Yang Li,^ab Shu-Juan Guo,^ab Ning Shao,^ab Shun Tu,^ab Miao Xu,^c Zhao-Rui Ren,^c Xing Ling,^d Guo-Qing Wang,^e Zhi-Xin Lin^a and Sheng-Ce Tao*^ab

Author affiliations

* Corresponding authors

^a Shanghai Center for Systems Biomedicine, Key Laboratory of Systems Biomedicine (Ministry of Education), Shanghai Jiao Tong University, Shanghai, China
E-mail: taosc@sjtu.edu.cn

^b State Key Laboratory of Oncogenes and Related Genes, Shanghai, China

^c Shanghai Institute of Medical Genetics, Shanghai Jiao Tong University School of Medicine, Shanghai, China

^d Research institute of Micro/Nano Science and Technology, Shanghai Jiao Tong University, Shanghai, China

^e National Engineering Research Center for Beijing Biochip Technology, Beijing, China

Abstract

Both basic research and clinical medicine have urgent demands for highly efficient strategies to simultaneously identify many different DNA sequences within a single tube. Effective and simultaneous amplification of multiple target sequences is a prerequisite for any successful multiple nucleic acid detection method. Multiplex PCR is one of the best choices for this purpose. However, due to the intrinsic interference and competition among primer pairs in the same tube, multiple rounds of highly empirical optimization procedures are usually required to establish a successful multiplex PCR reaction. To address this challenge, we report here a universal multiplex PCR strategy that is capable of over 100-plex amplification using a specially designed microarray in which hydrophilic microwells are patterned on a hydrophobic chip. On such an array, primer pairs tagged with a universal sequence are physically separated in individual hydrophilic microwells on an otherwise hydrophobic chip, enabling many unique PCR reactions to be proceeded simultaneously during the first step of the procedure.
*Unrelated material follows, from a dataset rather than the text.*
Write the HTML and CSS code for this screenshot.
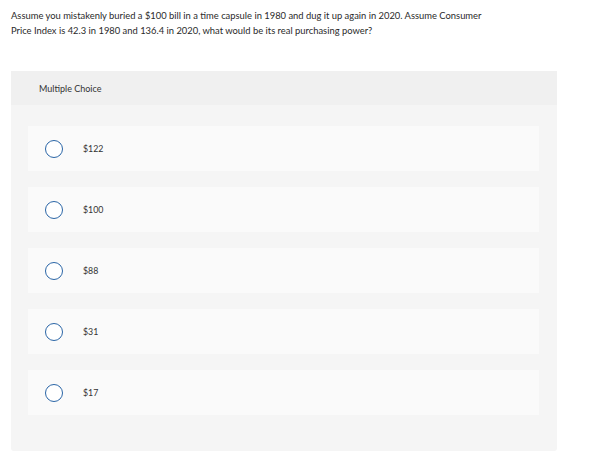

The PCR products are then isolated and further amplified from the universal sequences, producing a sufficient amount of material for analysis by conventional gel electrophoresis or DNA microarray technology. This strategy is abbreviated as “MPH&HPM” for “ [M with combining low line] ultiplex [P with combining low line] CR on a [H with combining low line] ydrophobically and ydrophilically atterned icroarray”. The feasibility of this method is first demonstrated by a multiplex PCR reaction for the simultaneous detection of eleven pneumonia-causing pathogens. Further, we demonstrate the power of this strategy with a highly successful 116-plex PCR reaction that required only little prior optimization. The effectiveness of the MPH&HPM strategy with clinical samples is then illustrated with the detection of deleted exons of the Duchenne Muscular Dystrophy (DMD) gene, the results are in excellent agreement with the clinical records. Because of its generality, simplicity, flexibility, specificity and capacity of more than 100-plex amplification, the MPH&HPM strategy should have broad applications in both laboratory research and clinical applications when multiplex nucleic acid analysis is required.